Peres, İsrail'in Türkiye'ye karşı tutum değiştirmediğini, asıl tutum değiştiren tarafın Türkiye olduğunu iddia ederek, "Tavsiyem; İsrail bu davranışa devam etsin ve Türkiye'nin nasıl davranacağına bakalım. Sabırla bekliyorum. Kimseye cevap vermek ve kimseyi düşman ilan etmeye mecbur değiliz" ifadesini kullandı.
Peres, İsrail Dışişleri Bakan Yardımcısı Dani Ayalon'un "koltuk meselesinde" hatalı olup olmadığının sorulması üzerine de "Bunu yapmasak bir şeyimiz eksilmezdi" dedi.

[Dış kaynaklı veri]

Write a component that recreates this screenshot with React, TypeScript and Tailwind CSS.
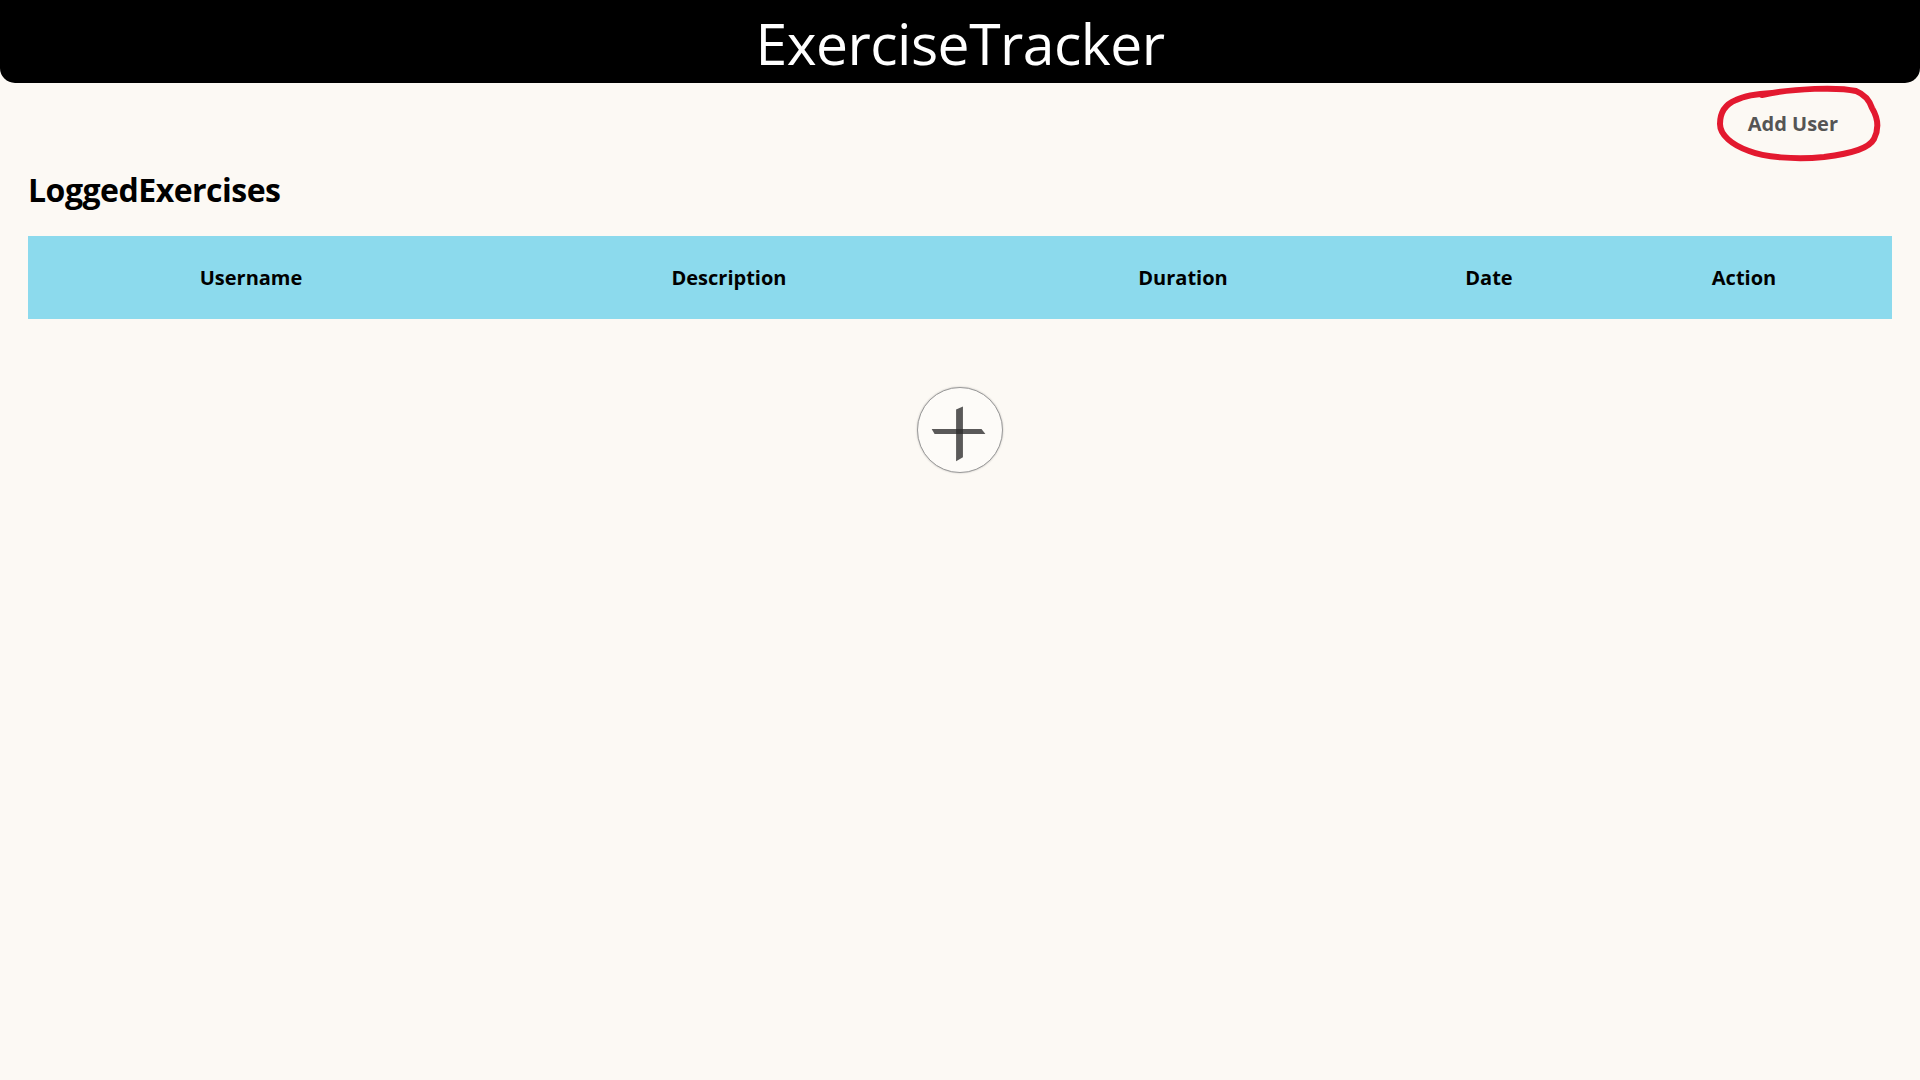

Gazze'ye yardım götüren gemilerle ilgili olarak da Peres, İsrail'in bu konuda gereken cevabı veremediğini kaydederek, "Çok basit bir şey söylemeliydik: Gazze'nin açık olmasını isteyenlerin gemilere ihtiyacı yok. Gazze'yi yönetenlere telefon edip, İsrail'i tehdide, silah satın almaya ve bize ateş etmeye son vermelerini söylesinler, Gazze açılır. Bu gemiler aptalca bir girişim. Bugün Gazze'ye istediğiniz kadar yiyecek sokabilirsiniz. Onlara söyleyeceğim: 'durumu değiştirmek istiyorsanız Gazze'ye gemi değil Hamas'a telgraf yollayın' olurdu" görüşünü savundu.